Offline Westinghouse

Re: Interstate Alternatives
« Reply #28 on: November 29, 2021, 12:48:08 am »
McDonald's? Motel 6? Muzak? Those are irrelevant to cycling the interstates on the southern tier. McDonald's only in emergency or coffee. Never slept in a motel 6. As for music, each to his own. As for privately owned restaurants, plenty are to be found. Mom and pop for the homey connotation. Nutrition is nutrition. Far better getting it at a real-food store. The interstate route is quite good. It is not perfect. In a world built for motorized transportation, what roads are ideal for cycling safely? Interstates are safer than back roads, highways and byways. Are there drawbacks? Of course there are. Everything has positive and negative values. Personally, I do not allow for being routed onto narrow two-lane roads with trucks and cars tearing along at break-neck speeds. If I had to use such roads I would, but I would not seek them. They cause stress after a while. On an interstate highway with wide shoulders, the chance some distracted motorist would veer into you at the precise point of your location would be almost nil. There were twelve cyclists in Texas recently who might see the point on that. And so would many others if they were alive. I never had any traffic stress on an interstate. I think that is perhaps a main advantage.

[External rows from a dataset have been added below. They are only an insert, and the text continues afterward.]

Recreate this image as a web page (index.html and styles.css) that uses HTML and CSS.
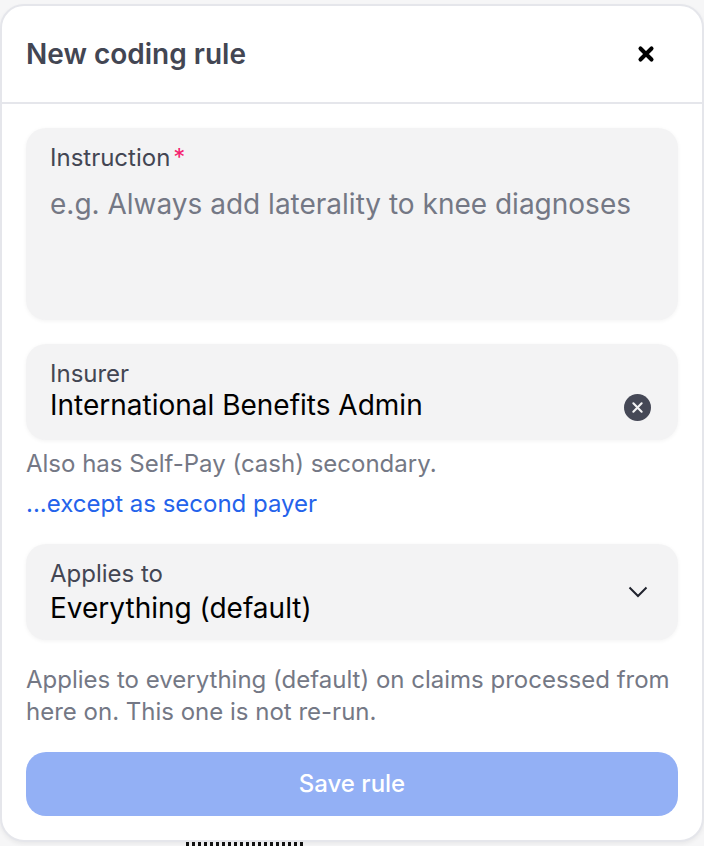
FILE: index.html
```html
<!DOCTYPE html>
<html>
<head>
 <meta charset="utf-8"/>
 <title>New coding rule</title>
 <link rel="stylesheet" href="styles.css">
</head>
<body>
<div class="card">
 <div class="header">
  <h2 class="title">New coding rule</h2>
  <svg class="close" width="20" height="20" viewBox="0 0 20 20"><path d="M4 4L16 16M16 4L4 16" stroke="#000" stroke-width="4.4" stroke-linecap="round" fill="none" transform="translate(10 10) scale(.92) translate(-10 -10)"/></svg>
 </div>
 <div class="content">
  <div class="field field-instruction">
   <div class="label">Instruction<span class="req">*</span></div>
   <div class="placeholder">e.g. Always add laterality to knee diagnoses</div>
  </div>
  <div class="field field-insurer">
   <div class="label">Insurer</div>
   <div class="value-row">
    <div class="value">International Benefits Admin</div>
    <svg class="clear" width="27" height="27" viewBox="0 0 26 26"><circle cx="13" cy="13" r="13" fill="#454856"/><path d="M9 9L17 17M17 9L9 17" stroke="#f3f3f4" stroke-width="2" stroke-linecap="round" fill="none"/></svg>
   </div>
  </div>
  <p class="hint hint-secondary">Also has Self-Pay (cash) secondary.</p>
  <a class="link">...except as second payer</a>
  <div class="field field-applies">
   <div class="applies-text">
    <div class="label">Applies to</div>
    <div class="value value-applies">Everything (default)</div>
   </div>
   <svg class="chevron" width="20" height="12" viewBox="0 0 20 12"><path d="M1.5 1.5L10 10L18.5 1.5" stroke="#20232e" stroke-width="2" fill="none"/></svg>
  </div>
  <p class="hint hint-applies">Applies to everything (default) on claims processed from here on. This one is not re-run.</p>
  <button class="save">Save rule</button>
 </div>
</div>
<div class="dots"></div>
</body>
</html>
```

FILE: styles.css
```css
html, body {
 margin: 0;
 height: 846px;
 overflow: hidden;
 background: #f6f6f7;
}
body {
 font-family: "Inter", "Liberation Sans", sans-serif;
 padding: 4px 0 0 0;
 box-sizing: border-box;
}
.card {
 height: 838px;
 box-sizing: border-box;
 background: #fff;
 border: 2px solid #e5e6eb;
 border-radius: 24px;
 box-shadow: 0 2px 4px rgba(0,0,0,.06);
 display: flex;
 flex-direction: column;
}
.header {
 height: 98px;
 flex: none;
 box-sizing: border-box;
 border-bottom: 2px solid #e5e6eb;
 display: flex;
 align-items: center;
 justify-content: space-between;
 padding: 0 46px 0 24px;
}
.title {
 margin: 0;
 font-size: 28px;
 font-weight: 600;
 color: #434653;
}
.close { flex: none; }
.content {
 padding: 24px 24px 0 24px;
 display: flex;
 flex-direction: column;
}
.field {
 background: #f3f3f4;
 border-radius: 20px;
 box-shadow: 0 1px 4px rgba(0,0,0,.05);
 padding: 0 24px;
 box-sizing: border-box;
}
.field-instruction { height: 192px; padding-top: 16px; }
.field-insurer { height: 96px; margin-top: 24px; padding-top: 16px; }
.field-applies {
 height: 96px;
 margin-top: 24px;
 display: flex;
 align-items: center;
 justify-content: space-between;
}
.label {
 font-size: 24px;
 line-height: 28px;
 color: #434653;
}
.req { color: #f5216e; margin-left: 3px; }
.placeholder {
 font-size: 28px;
 line-height: 36px;
 margin-top: 14px;
 color: #747885;
}
.value-row {
 display: flex;
 align-items: flex-start;
 justify-content: space-between;
}
.value {
 font-size: 28px;
 line-height: 34px;
 color: #000;
}
.value-applies { margin-top: 3px; }
.clear { flex: none; margin: 6px 3px 0 0; }
.chevron { flex: none; margin-right: 6px; }
.hint {
 margin: 0;
 font-size: 24px;
 color: #747885;
}
.hint-secondary { margin-top: 7px; line-height: 34px; }
.hint-applies { margin-top: 24px; line-height: 32px; }
.link {
 display: block;
 margin-top: 6px;
 font-size: 24px;
 line-height: 33px;
 color: #2463eb;
}
.save {
 margin-top: 24px;
 height: 64px;
 border: 0;
 border-radius: 20px;
 padding: 0 0 2px 0;
 background: #93b0f5;
 color: #fff;
 font-family: inherit;
 font-size: 24px;
 font-weight: 500;
}
.dots {
 width: 118px;
 height: 4px;
 margin: 0 0 0 186px;
 background: repeating-linear-gradient(90deg, #111 0 3px, transparent 3px 6px);
}
```
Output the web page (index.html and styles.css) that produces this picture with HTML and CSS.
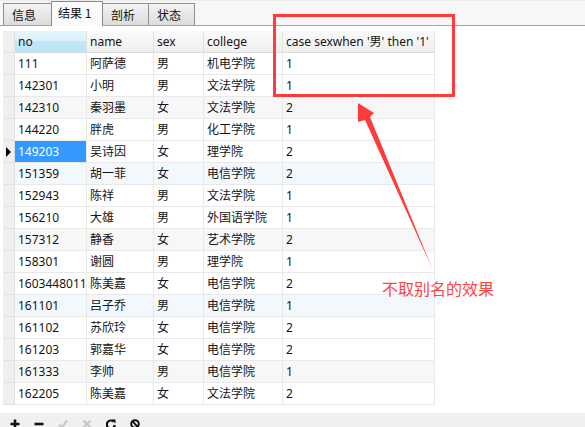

It is stress-free.

Offline Westinghouse

Re: Interstate Alternatives
« Reply #29 on: November 29, 2021, 01:06:46 am »
In my experience, you are much more likely on interstate shoulders to get flats from the wires from exploded truck tires. They are common, nearly impossible to see, and seldom stopped by even the best tires. Besides, nothing interesting ever happens on the interstate, and interesting things happening are one of the best reasons to tour. Few people do a bicycle tour just to get from point A to point B.

A truck tire exploded in front of me once. It blasted shrapnel wires everywhere. It made one hell of a noise. It was about 200 feet away.